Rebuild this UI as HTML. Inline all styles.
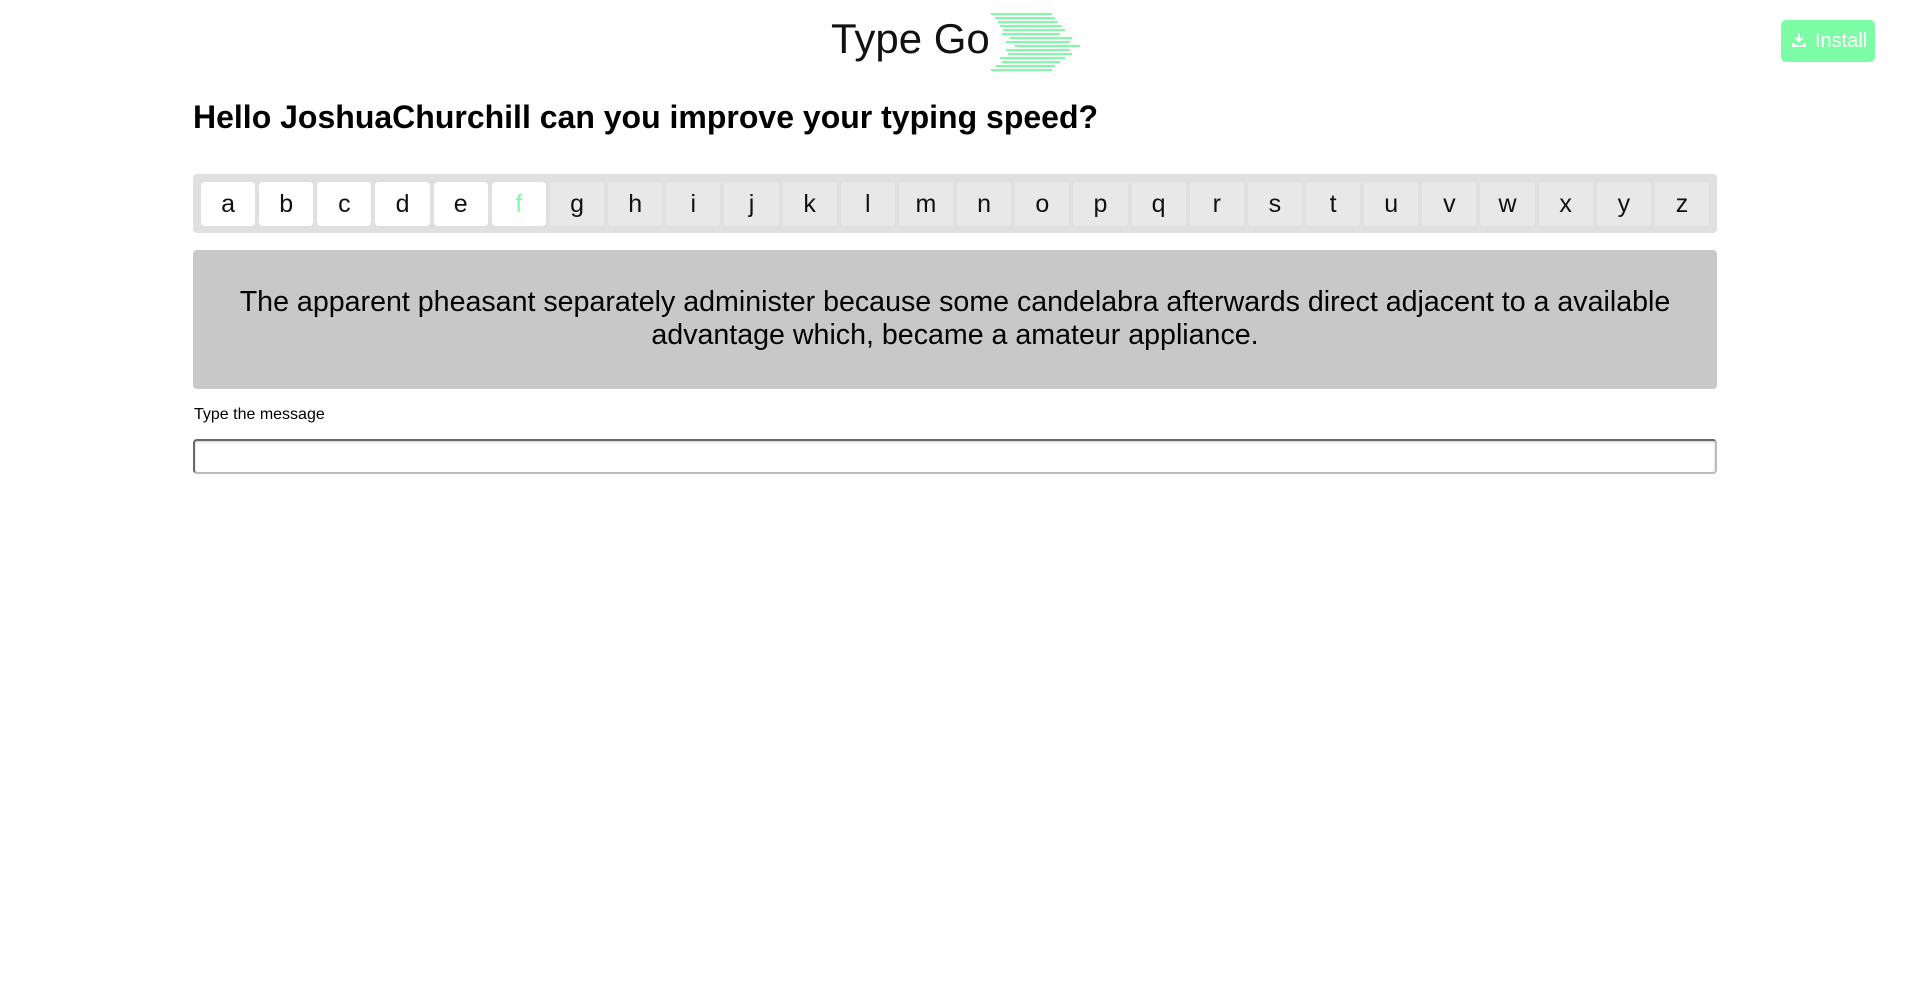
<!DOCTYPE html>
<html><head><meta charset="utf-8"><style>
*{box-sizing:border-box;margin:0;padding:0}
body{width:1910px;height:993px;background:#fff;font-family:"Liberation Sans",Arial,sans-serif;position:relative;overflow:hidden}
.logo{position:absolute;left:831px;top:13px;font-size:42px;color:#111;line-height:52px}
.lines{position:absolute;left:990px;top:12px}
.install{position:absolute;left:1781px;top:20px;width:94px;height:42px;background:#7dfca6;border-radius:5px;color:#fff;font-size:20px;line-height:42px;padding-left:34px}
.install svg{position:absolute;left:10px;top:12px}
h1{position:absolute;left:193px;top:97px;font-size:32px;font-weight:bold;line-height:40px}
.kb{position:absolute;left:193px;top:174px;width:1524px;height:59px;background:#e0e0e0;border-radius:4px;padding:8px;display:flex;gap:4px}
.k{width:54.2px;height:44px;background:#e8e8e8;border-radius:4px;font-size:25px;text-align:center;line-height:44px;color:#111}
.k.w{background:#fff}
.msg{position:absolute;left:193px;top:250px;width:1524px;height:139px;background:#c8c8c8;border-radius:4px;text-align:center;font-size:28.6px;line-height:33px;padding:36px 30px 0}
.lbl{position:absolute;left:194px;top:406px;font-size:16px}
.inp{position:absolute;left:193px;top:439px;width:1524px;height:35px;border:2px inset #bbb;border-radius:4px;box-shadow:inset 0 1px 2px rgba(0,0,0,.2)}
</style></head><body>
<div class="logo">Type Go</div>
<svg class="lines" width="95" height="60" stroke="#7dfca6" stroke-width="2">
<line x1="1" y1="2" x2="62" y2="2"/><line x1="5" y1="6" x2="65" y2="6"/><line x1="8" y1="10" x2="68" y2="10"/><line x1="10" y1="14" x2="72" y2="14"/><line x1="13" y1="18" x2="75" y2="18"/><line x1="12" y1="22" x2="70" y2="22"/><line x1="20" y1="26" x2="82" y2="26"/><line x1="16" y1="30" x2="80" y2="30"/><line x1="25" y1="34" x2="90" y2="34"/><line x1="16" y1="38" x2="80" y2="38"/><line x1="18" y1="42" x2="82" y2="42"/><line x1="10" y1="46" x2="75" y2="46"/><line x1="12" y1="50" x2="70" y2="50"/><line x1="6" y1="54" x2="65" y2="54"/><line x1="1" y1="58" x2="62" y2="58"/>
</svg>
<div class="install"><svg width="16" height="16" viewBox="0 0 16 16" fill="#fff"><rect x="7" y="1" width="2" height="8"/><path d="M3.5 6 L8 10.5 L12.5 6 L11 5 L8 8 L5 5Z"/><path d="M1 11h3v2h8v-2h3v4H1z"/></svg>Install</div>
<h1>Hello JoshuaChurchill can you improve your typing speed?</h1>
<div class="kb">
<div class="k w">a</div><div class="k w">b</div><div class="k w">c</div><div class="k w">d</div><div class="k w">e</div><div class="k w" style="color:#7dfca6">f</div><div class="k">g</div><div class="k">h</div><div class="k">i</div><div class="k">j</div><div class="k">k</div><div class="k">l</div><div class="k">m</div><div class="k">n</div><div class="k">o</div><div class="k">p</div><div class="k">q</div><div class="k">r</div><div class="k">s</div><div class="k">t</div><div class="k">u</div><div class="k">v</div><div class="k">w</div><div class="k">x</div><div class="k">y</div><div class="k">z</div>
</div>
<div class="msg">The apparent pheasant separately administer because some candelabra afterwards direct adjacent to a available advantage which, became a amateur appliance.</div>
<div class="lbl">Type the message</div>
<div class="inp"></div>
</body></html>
——
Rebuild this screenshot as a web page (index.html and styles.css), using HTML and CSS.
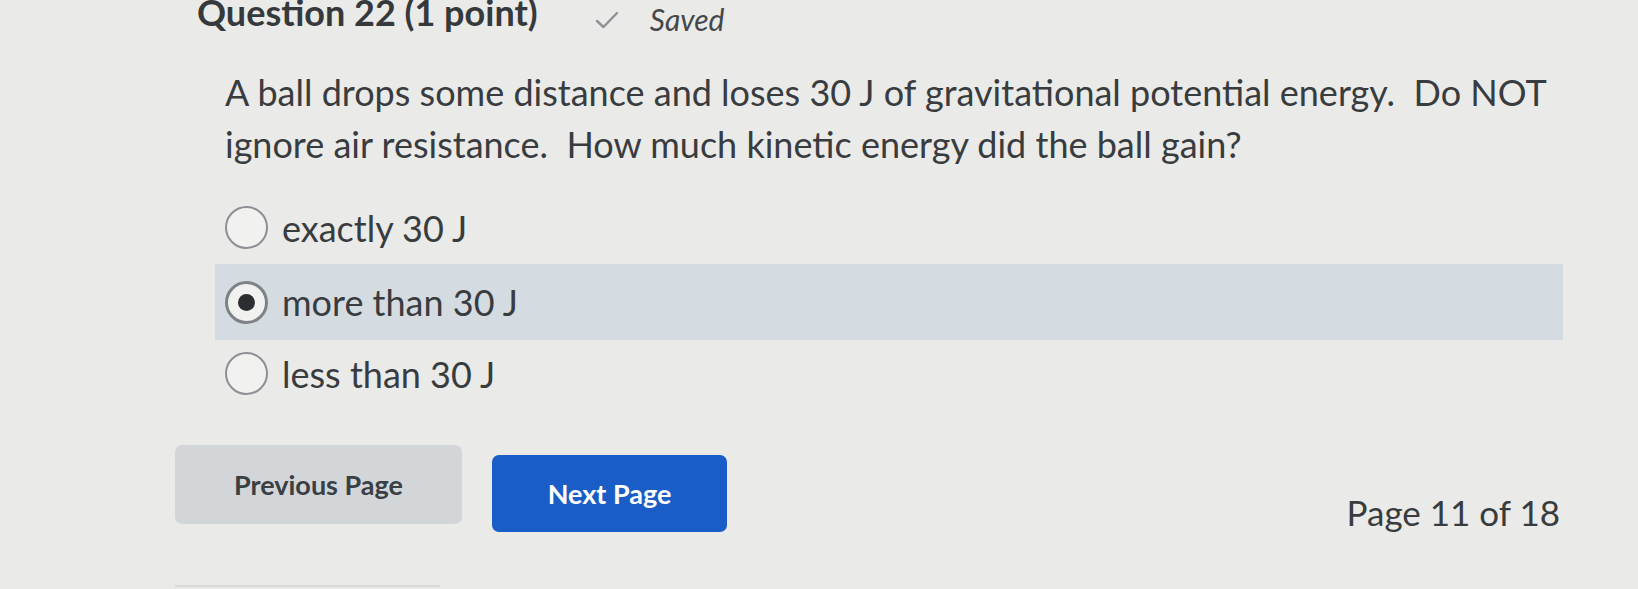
——
Check each line above for the string "styles", then copy the ones that have it.

SOLVED PROBLEM –
Rebuild this UI as HTML. Inline all styles.
Rebuild this screenshot as a web page (index.html and styles.css), using HTML and CSS.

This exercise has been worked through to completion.